September 10, 2018 By Michael D. Shaw @ Health News Digest
Then, you would be seen by the smiling physician, inevitably dressed in a suit or businesslike skirt, under a crisp and clean white coat. The examining room would usually smell of isopropyl alcohol, and if you felt uncomfortable, you knew the whole thing would be over with quickly. As you were leaving, your parent would stop at the front desk, and pay for the office visit, either by check or with cash.
There were no bank credit cards then, and doctors were not quick to accept them when they were introduced. Insurance coverage for simple office visits was pretty much unknown. Chances are good that the practice you visited was owned by two, possibly three physicians.

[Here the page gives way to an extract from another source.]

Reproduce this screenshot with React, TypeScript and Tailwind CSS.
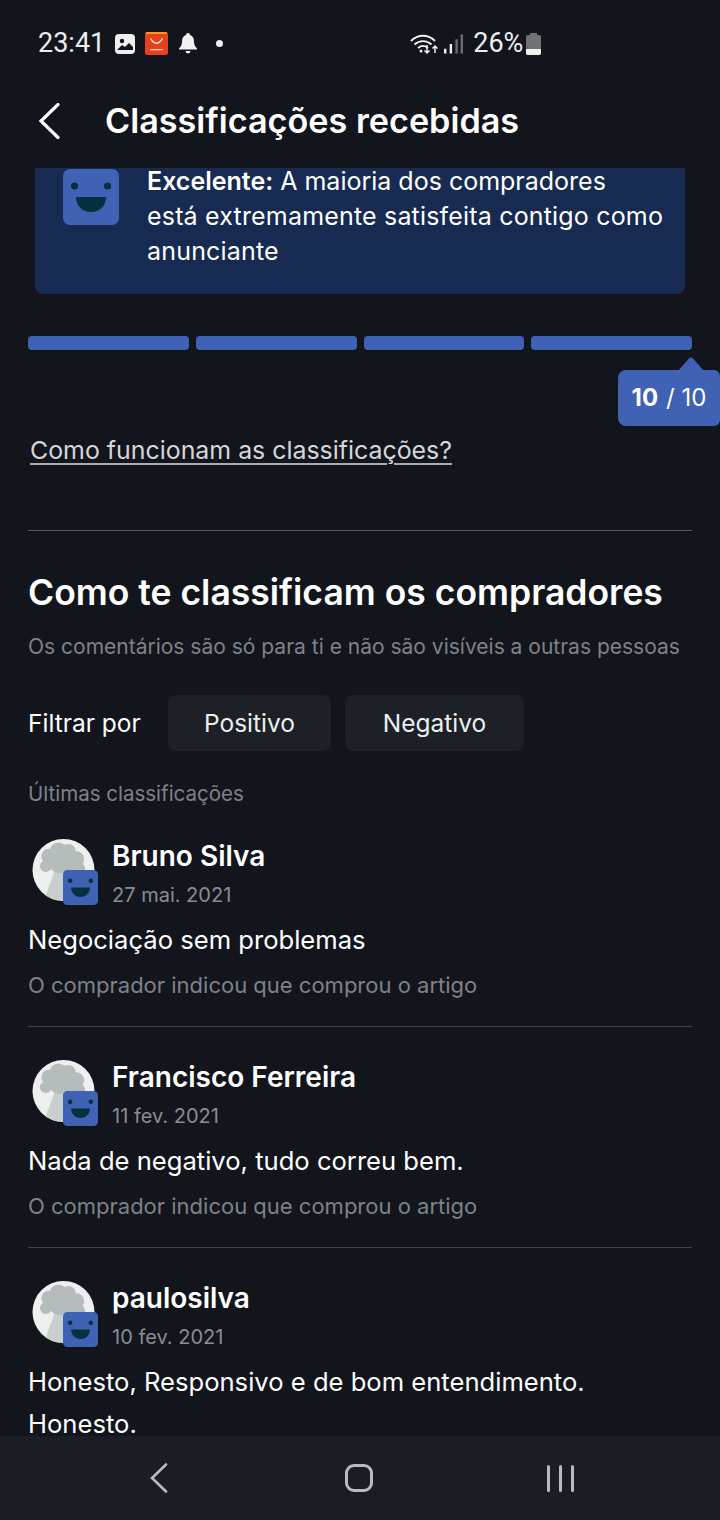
import React from "react";

const font = "font-['Inter','Noto_Sans',sans-serif]";

interface Review {
  name: string;
  date: string;
  text: string;
  note?: string;
}

const reviews: Review[] = [
  {
    name: "Bruno Silva",
    date: "27 mai. 2021",
    text: "Negociação sem problemas",
    note: "O comprador indicou que comprou o artigo",
  },
  {
    name: "Francisco Ferreira",
    date: "11 fev. 2021",
    text: "Nada de negativo, tudo correu bem.",
    note: "O comprador indicou que comprou o artigo",
  },
  {
    name: "paulosilva",
    date: "10 fev. 2021",
    text: "Honesto, Responsivo e de bom entendimento. Honesto.",
  },
];

function Smiley({ className }: { className: string }) {
  return (
    <svg viewBox="0 0 56 56" className={className}>
      <rect width="56" height="56" rx="7" fill="#3f62b4" />
      <circle cx="11.500" cy="17" r="3.600" fill="#04303f" />
      <circle cx="44.500" cy="17" r="3.600" fill="#04303f" />
      <path d="M13 28h30c0 9-6.500 15-15 15s-15-6-15-15z" fill="#04303f" />
    </svg>
  );
}

function Avatar() {
  return (
    <div className="relative w-[71px] h-[68px] shrink-0">
      <svg viewBox="0 0 64 64" className="w-[63px] h-[64px] ml-[4px]">
        <circle cx="32" cy="32" r="31.500" fill="#eef0f0" />
        <path d="M24 30l8 0 12 30-8 3-14-1-8-4z" fill="#c9cfcf" />
        <g fill="#b4bcbc">
          <circle cx="17" cy="18" r="7.500" />
          <circle cx="27" cy="13" r="9" />
          <circle cx="37" cy="13" r="7.500" />
          <circle cx="45" cy="21" r="8" />
          <circle cx="47" cy="31" r="7" />
          <circle cx="14" cy="28" r="6" />
          <circle cx="28" cy="24" r="11" />
          <circle cx="38" cy="30" r="7" />
        </g>
      </svg>
      <Smiley className="absolute left-[35px] top-[32px] w-[35px] h-[35px]" />
    </div>
  );
}

function ReviewRow({ review, last }: { review: Review; last: boolean }) {
  return (
    <div className={last ? "pt-[10px]" : "pt-[10px] h-[199px] mb-[22px] border-b border-[#41444b]"}>
      <div className="flex gap-[13px]">
        <Avatar />
        <div>
          <div className="text-[28px] leading-[36px] font-semibold text-white">{review.name}</div>
          <div className="text-[20px] leading-[36px] text-[#8a8d92] mt-[3px]">{review.date}</div>
        </div>
      </div>
      <p className="text-[25.600px] leading-[42px] text-white mt-[6px]">{review.text}</p>
      {review.note && (
        <p className="text-[22px] leading-[32px] text-[#7f8287] mt-[8px]">{review.note}</p>
      )}
    </div>
  );
}

function StatusBar() {
  return (
    <div className="h-[84px] shrink-0 flex items-center pt-[3px] pl-[38px] text-[#eceef0]">
      <span className="text-[27px] font-['Roboto',sans-serif]">23:41</span>
      <svg viewBox="0 0 20 20" className="w-[20px] h-[20px] ml-[10px]">
        <rect width="20" height="20" rx="4" fill="#f0f0f0" />
        <circle cx="7" cy="7" r="2.200" fill="#12151c" />
        <path d="M2 16l5-5 3 2 4-4 4 4v3H2z" fill="#12151c" />
      </svg>
      <svg viewBox="0 0 23 23" className="w-[23px] h-[23px] ml-[10px]">
        <rect width="23" height="23" rx="2.500" fill="#e8401c" />
        <rect x="1" width="21" height="2" fill="#f39a1c" />
        <path d="M5.500 6.500Q11.500 16 17.500 6.500" fill="none" stroke="#fff" strokeWidth="1.300" />
        <rect x="5" y="17" width="13" height="1.300" fill="#ffc9b5" />
      </svg>
      <svg viewBox="0 0 18 21" className="w-[18px] h-[21px] ml-[11px]">
        <path d="M9 0a2 2 0 0 1 2 2c3 1 4 3.500 4 6.500 0 3 1 5 3 7v1H0v-1c2-2 3-4 3-7C3 5.500 4 3 7 2a2 2 0 0 1 2-2z" fill="#f0f0f0" />
        <path d="M6.500 18h5a2.500 2.500 0 0 1-5 0z" fill="#f0f0f0" />
      </svg>
      <span className="w-[7px] h-[7px] rounded-full bg-[#f0f0f0] ml-[19px]" />

      <svg viewBox="0 0 28 22" className="w-[28px] h-[22px] ml-[187px]" fill="none">
        <path d="M1 8c7-7 17-7 24 0" stroke="#f0f0f0" strokeWidth="1.800" />
        <path d="M4.500 11.500c5-4.500 12-4.500 17 0" stroke="#f0f0f0" strokeWidth="1.800" />
        <path d="M8 15c3-2.500 7-2.500 10 0" stroke="#f0f0f0" strokeWidth="1.800" />
        <circle cx="11" cy="18" r="1.500" fill="#f0f0f0" />
        <path d="M17 12v8m-2.500-2.500L17 20l2.500-2.500M25 20v-7m-2.500 2.500L25 13l2.500 2.500" stroke="#f0f0f0" strokeWidth="1.500" />
      </svg>
      <svg viewBox="0 0 20 20" className="w-[19px] h-[20px] ml-[6px]">
        <rect x="0" y="15" width="2.500" height="5" fill="#f0f0f0" />
        <rect x="6" y="10" width="2.500" height="10" fill="#f0f0f0" />
        <rect x="12" y="5" width="2.500" height="15" fill="#6b6e73" />
        <rect x="17.500" y="0" width="2.500" height="20" fill="#6b6e73" />
      </svg>
      <span className="text-[27px] font-['Roboto',sans-serif] ml-[10px]">26%</span>
      <svg viewBox="0 0 15 22" className="w-[15px] h-[22px] ml-[3px]">
        <path d="M4 0h7v2h2a2 2 0 0 1 2 2v16a2 2 0 0 1-2 2H2a2 2 0 0 1-2-2V4a2 2 0 0 1 2-2h2z" fill="#6f7175" />
        <path d="M0 16h15v4a2 2 0 0 1-2 2H2a2 2 0 0 1-2-2z" fill="#f0f0f0" />
      </svg>
    </div>
  );
}

export default function App() {
  return (
    <div className={`w-[720px] h-[1520px] flex flex-col overflow-hidden bg-[#12151c] ${font}`}>
      <StatusBar />

      <div className="h-[84px] shrink-0 flex items-center pl-[38px] pb-[10px]">
        <svg viewBox="0 0 22 36" className="w-[22px] h-[36px]" fill="none">
          <path d="M20 1.500L3 18l17 16.500" stroke="#fff" strokeWidth="3.200" strokeLinecap="round" />
        </svg>
        <h1 className="text-[34.200px] font-semibold text-white ml-[45px]">Classificações recebidas</h1>
      </div>

      <div className="flex-1 min-h-0 overflow-hidden">
        <div className="mx-[35px] h-[126px] bg-[#172a52] rounded-b-[8px] flex pl-[28px]">
          <Smiley className="w-[56px] h-[56px] mt-[1px] shrink-0" />
          <div className="ml-[28px] text-[25px] text-white">
            <p className="leading-[26px]">
              <b className="font-semibold">Excelente:</b> A maioria dos compradores
            </p>
            <p className="leading-[35px] mt-[5px] tracking-[0.180px]">
              está extremamente satisfeita contigo como
              <br />
              anunciante
            </p>
          </div>
        </div>

        <div className="px-[28px] mt-[42px]">
          <div className="flex gap-[7px]">
            {[0, 1, 2, 3].map((i) => (
              <div key={i} className="flex-1 h-[14px] rounded-[4px] bg-[#3f62b4]" />
            ))}
          </div>
        </div>

        <div className="flex justify-end mt-[20px] h-[56px]">
          <div className="relative w-[102px] h-[56px] rounded-l-[8px] rounded-r-[6px] bg-[#3f62b4] flex items-center justify-center text-[24px] text-white">
            <svg viewBox="0 0 26 14" className="absolute right-[16px] -top-[13px] w-[26px] h-[14px]">
              <path d="M0 14L11 1.500a2.500 2.500 0 0 1 4 0L26 14z" fill="#3f62b4" />
            </svg>
            <b className="font-bold">10</b>
            <span className="ml-[8px]">/ 10</span>
          </div>
        </div>

        <div className="px-[28px]">
          <a className="block ml-[2px] mt-[6px] text-[24.900px] leading-[36px] text-[#d5d6d8] underline underline-offset-[4px] decoration-[2px] decoration-[#a9abaf]">
            Como funcionam as classificações?
          </a>

          <div className="border-t border-[#55585e] mt-[62px]" />

          <h2 className="text-[35.500px] leading-[48px] font-semibold text-white mt-[38px]">
            Como te classificam os compradores
          </h2>
          <p className="text-[21px] leading-[32px] text-[#7f8287] mt-[14px]">
            Os comentários são só para ti e não são visíveis a outras pessoas
          </p>

          <div className="flex items-center mt-[32px]">
            <span className="text-[24.500px] text-white w-[140px]">Filtrar por</span>
            <button className="h-[56px] w-[163px] rounded-[8px] bg-[#1d2026] text-[24.500px] text-[#eceef0]">Positivo</button>
            <button className="h-[56px] w-[179px] ml-[14px] rounded-[8px] bg-[#1d2026] text-[24.500px] text-[#eceef0]">Negativo</button>
          </div>

          <p className="text-[20.500px] leading-[32px] text-[#7f8287] mt-[27px]">Últimas classificações</p>

          <div className="mt-[18px]">
            {reviews.map((r, i) => (
              <ReviewRow key={r.name} review={r} last={i === reviews.length - 1} />
            ))}
          </div>
        </div>
      </div>

      <div className="h-[84px] shrink-0 bg-[#1a1d24] flex items-center">
        <svg viewBox="0 0 18 30" className="w-[18px] h-[30px] ml-[150px]" fill="none">
          <path d="M16 1.500L2 15l14 13.500" stroke="#b9bbbe" strokeWidth="2.600" strokeLinecap="round" />
        </svg>
        <div className="w-[28px] h-[28px] ml-[177px] rounded-[9px] border-[3px] border-[#b9bbbe]" />
        <div className="flex gap-[9px] ml-[174px]">
          <span className="w-[3px] h-[27px] rounded-full bg-[#b9bbbe]" />
          <span className="w-[3px] h-[27px] rounded-full bg-[#b9bbbe]" />
          <span className="w-[3px] h-[27px] rounded-full bg-[#b9bbbe]" />
        </div>
      </div>
    </div>
  );
}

To set a historical perspective, in 1960, 72 percent of physicians (MDs and DOs) were in private practice. In 2012, Accenture released a report giving figures of 57 percent in 2000 and 49 percent in 2005. A more recent source pegs the 2016 number at 33 percent.
It should be pointed out that statistics on private medical practice are promulgated by a variety of organizations. Methodologies and biases differ. Yet, the clear trend is toward fewer physicians in private practice.

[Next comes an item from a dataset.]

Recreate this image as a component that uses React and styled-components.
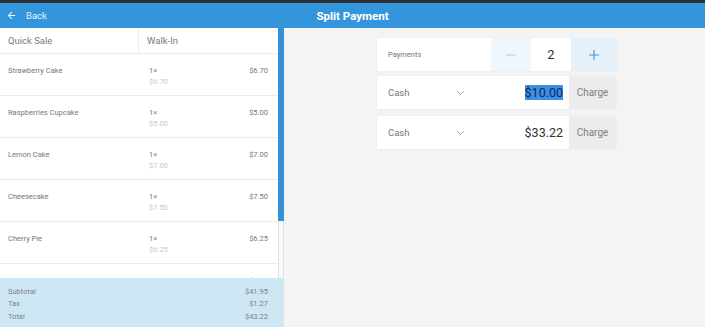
import React from 'react';
import styled, { createGlobalStyle } from 'styled-components';

const items = [
  { name: 'Strawberry Cake', qty: '1×', unit: '$6.70', price: '$6.70' },
  { name: 'Raspberries Cupcake', qty: '1×', unit: '$5.00', price: '$5.00' },
  { name: 'Lemon Cake', qty: '1×', unit: '$7.00', price: '$7.00' },
  { name: 'Cheesecake', qty: '1×', unit: '$7.50', price: '$7.50' },
  { name: 'Cherry Pie', qty: '1×', unit: '$6.25', price: '$6.25' },
  { name: 'Macaron', qty: '1×', unit: '$4.00', price: '$4.00' },
];

const totals = [
  { label: 'Subtotal', value: '$41.95' },
  { label: 'Tax', value: '$1.27' },
  { label: 'Total', value: '$43.22' },
];

const payments = [
  { method: 'Cash', amount: '$10.00', selected: true },
  { method: 'Cash', amount: '$33.22', selected: false },
];

export default function App() {
  return (
    <>
      <GlobalStyle />
      <Screen>
        <TopStrip />
        <Header>
          <BackButton>
            <svg width="11" height="11" viewBox="0 0 24 24">
              <path d="M20 11H7.83l5.59-5.59L12 4l-8 8 8 8 1.41-1.41L7.83 13H20v-2z" fill="#fff" />
            </svg>
            <span>Back</span>
          </BackButton>
          <Title>Split Payment</Title>
        </Header>
        <Main>
          <LeftPanel>
            <ScrollArea>
              <ListColumn>
                <Tabs>
                  <Tab>Quick Sale</Tab>
                  <Tab divider>Walk-In</Tab>
                </Tabs>
                <List>
                  {items.map((item) => (
                    <ItemRow key={item.name}>
                      <ItemName>{item.name}</ItemName>
                      <QtyCol>
                        <span>{item.qty}</span>
                        <UnitPrice>{item.unit}</UnitPrice>
                      </QtyCol>
                      <Price>{item.price}</Price>
                    </ItemRow>
                  ))}
                </List>
              </ListColumn>
              <ScrollTrack>
                <ScrollThumb />
              </ScrollTrack>
            </ScrollArea>
            <Footer>
              {totals.map((t) => (
                <TotalRow key={t.label}>
                  <span>{t.label}</span>
                  <span>{t.value}</span>
                </TotalRow>
              ))}
            </Footer>
          </LeftPanel>
          <RightPanel>
            <Cards>
              <Card>
                <CardLabel>Payments</CardLabel>
                <StepButton tone="#eff7fc">
                  <svg width="10" height="10" viewBox="0 0 10 10">
                    <path d="M0 5h10" stroke="#a9cce3" strokeWidth="1" />
                  </svg>
                </StepButton>
                <Count>2</Count>
                <StepButton tone="#e4f1fb" wide>
                  <svg width="10" height="10" viewBox="0 0 10 10">
                    <path d="M0 5h10M5 0v10" stroke="#4a90c8" strokeWidth="1.1" />
                  </svg>
                </StepButton>
              </Card>
              {payments.map((p, i) => (
                <Card key={i} gapTop={i === 0 ? 5 : 7}>
                  <Method>
                    <span>{p.method}</span>
                    <svg width="9" height="6" viewBox="0 0 9 6">
                      <path d="M1 1l3.5 3.5L8 1" stroke="#aaa" strokeWidth="1" fill="none" />
                    </svg>
                  </Method>
                  <Amount>
                    <AmountText selected={p.selected}>{p.amount}</AmountText>
                  </Amount>
                  <ChargeButton>Charge</ChargeButton>
                </Card>
              ))}
            </Cards>
          </RightPanel>
        </Main>
      </Screen>
    </>
  );
}

const GlobalStyle = createGlobalStyle`
  html, body {
    margin: 0;
    padding: 0;
    background: #f4f4f4;
  }
  body {
    font-family: Roboto, "Liberation Sans", sans-serif;
  }
`;

const Screen = styled.div`
  width: 705px;
  height: 327px;
  display: flex;
  flex-direction: column;
  overflow: hidden;
  background: #f4f4f4;
`;

const TopStrip = styled.div`
  height: 3px;
  background: #2d3035;
`;

const Header = styled.div`
  height: 25px;
  background: #3396dc;
  display: grid;
  grid-template-columns: 1fr auto 1fr;
  align-items: center;
`;

const BackButton = styled.div`
  display: flex;
  align-items: center;
  gap: 9px;
  padding-left: 6px;
  color: #e3f0fa;
  font-size: 9.5px;
`;

const Title = styled.div`
  color: #fff;
  font-weight: 700;
  font-size: 11.5px;
`;

const Main = styled.div`
  flex: 1;
  display: grid;
  grid-template-columns: 284px 1fr;
  min-height: 0;
`;

const LeftPanel = styled.div`
  display: flex;
  flex-direction: column;
  min-height: 0;
`;

const ScrollArea = styled.div`
  flex: 1;
  display: flex;
  min-height: 0;
  overflow: hidden;
`;

const ListColumn = styled.div`
  width: 278px;
  background: #fff;
  display: flex;
  flex-direction: column;
  overflow: hidden;
`;

const Tabs = styled.div`
  height: 25px;
  flex-shrink: 0;
  display: grid;
  grid-template-columns: 138px 1fr;
  border-bottom: 1px solid #ececec;
`;

const Tab = styled.div`
  display: flex;
  align-items: center;
  padding-left: 8px;
  font-size: 9.5px;
  color: #7a7a7a;
  border-left: ${({ divider }) => (divider ? '1px solid #ececec' : 'none')};
`;

const List = styled.div`
  display: flex;
  flex-direction: column;
`;

const ItemRow = styled.div`
  height: 42px;
  flex-shrink: 0;
  box-sizing: border-box;
  border-bottom: 1px solid #ececec;
  display: grid;
  grid-template-columns: 141px 1fr auto;
  padding: 12px 10px 0 8px;
  font-size: 7.5px;
  color: #777;
`;

const ItemName = styled.div`
  line-height: 10px;
`;

const QtyCol = styled.div`
  display: flex;
  flex-direction: column;
  line-height: 10px;
  gap: 1px;
`;

const UnitPrice = styled.span`
  color: #c8c8c8;
`;

const Price = styled.div`
  line-height: 10px;
`;

const ScrollTrack = styled.div`
  width: 6px;
  box-sizing: border-box;
  border-left: 1px solid #e0e0e0;
  border-right: 1px solid #e0e0e0;
  background: #fafafa;
`;

const ScrollThumb = styled.div`
  height: 193px;
  margin: 0 -1px;
  background: #3592d6;
`;

const Footer = styled.div`
  height: 49px;
  flex-shrink: 0;
  box-sizing: border-box;
  background: #cde8f4;
  padding: 8px 16px 0 8px;
  display: flex;
  flex-direction: column;
`;

const TotalRow = styled.div`
  display: flex;
  justify-content: space-between;
  font-size: 7.5px;
  line-height: 12.3px;
  color: #808080;
`;

const RightPanel = styled.div`
  padding: 10px 0 0 93px;
`;

const Cards = styled.div`
  width: 239px;
  display: flex;
  flex-direction: column;
`;

const Card = styled.div`
  height: 33px;
  margin-top: ${({ gapTop }) => (gapTop ? `${gapTop}px` : '0')};
  background: #fff;
  box-shadow: 0 0 1px rgba(0, 0, 0, 0.12);
  display: flex;
  align-items: stretch;
`;

const CardLabel = styled.div`
  width: 114px;
  box-sizing: border-box;
  display: flex;
  align-items: center;
  padding-left: 11px;
  font-size: 7.5px;
  color: #777;
`;

const StepButton = styled.div`
  width: ${({ wide }) => (wide ? '45px' : '40px')};
  background: ${({ tone }) => tone};
  display: flex;
  align-items: center;
  justify-content: center;
`;

const Count = styled.div`
  width: 40px;
  display: flex;
  align-items: center;
  justify-content: center;
  font-size: 13px;
  color: #333;
`;

const Method = styled.div`
  width: 92px;
  box-sizing: border-box;
  display: flex;
  align-items: center;
  justify-content: space-between;
  padding: 0 4px 0 11px;
  font-size: 9.5px;
  color: #777;
`;

const Amount = styled.div`
  flex: 1;
  display: flex;
  align-items: center;
  justify-content: flex-end;
  padding-right: 6px;
`;

const AmountText = styled.span`
  font-size: 12.5px;
  color: ${({ selected }) => (selected ? '#0d2a55' : '#333')};
  background: ${({ selected }) => (selected ? '#3f8ee6' : 'transparent')};
`;

const ChargeButton = styled.div`
  width: 47px;
  background: #ececec;
  display: flex;
  align-items: center;
  justify-content: center;
  font-size: 10px;
  color: #808080;
`;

The Accenture report and survey names reimbursement pressures and the cost of overhead–including implementation of costly electronic health record software–as the biggest concerns cited by independent physicians. As such, 26 percent of those polled are refusing Medicaid patients; 15 percent opting out of health exchange plans, and 3 percent not seeing Medicare patients. The number of Medicaid patients would increase greatly, as a result of Obamacare.
From the physician’s point of view, Medicare came under a bit of a cloud as a result of MACRA (Medicare Access and CHIP Reauthorization Act of 2015). As to the acronym within an acronym, “CHIP” stands for Children’s Health Insurance Program. A key component of MACRA changed physician reimbursement from rewarding volume to rewarding value. The Centers for Medicare & Medicaid Services’ own projections indicated that the law would reduce payments for most solo practices.
Along with older private practice physicians retiring, plenty of the new ones coming in are faced with massive student debt, and are drawn to the notion of a regular paycheck and better work/life balance. Thus, the attraction of joining an integrated managed care consortium such as Kaiser Permanente, or becoming a hospitalist.
It’s not only young physicians who choose alternatives to private practice. Some established private practice docs have decided to move to managed care groups. And, their practices are also being acquired by hospitals.
As private practices disappear, pundits talk about economies of scale, pointing to such items as improved healthcare informatics, multidisciplinary care teams, and after-hours access. But somehow, economies of scale don’t seem to lower overall costs. In April, 2015, healthcare blogger Dan Brennan documented how costs increase when hospitals buy up private practices. This finding is echoed in many other works.
More than that, a study published in 2014 found that patients of physicians practicing in solo and small practices have lower rates of preventable readmissions than those in larger practices.
Commonwealth Fund experts David Squires and David Blumenthal, M.D. offer some suggestions to help small practices:
- Encourage physician networks, enabling small practices to share resources.
- Develop payment models that include upfront grants or loans for practices to invest in necessary infrastructure.
- Improve health information technology so that it reduces–rather than increases–the burdens of solo practice.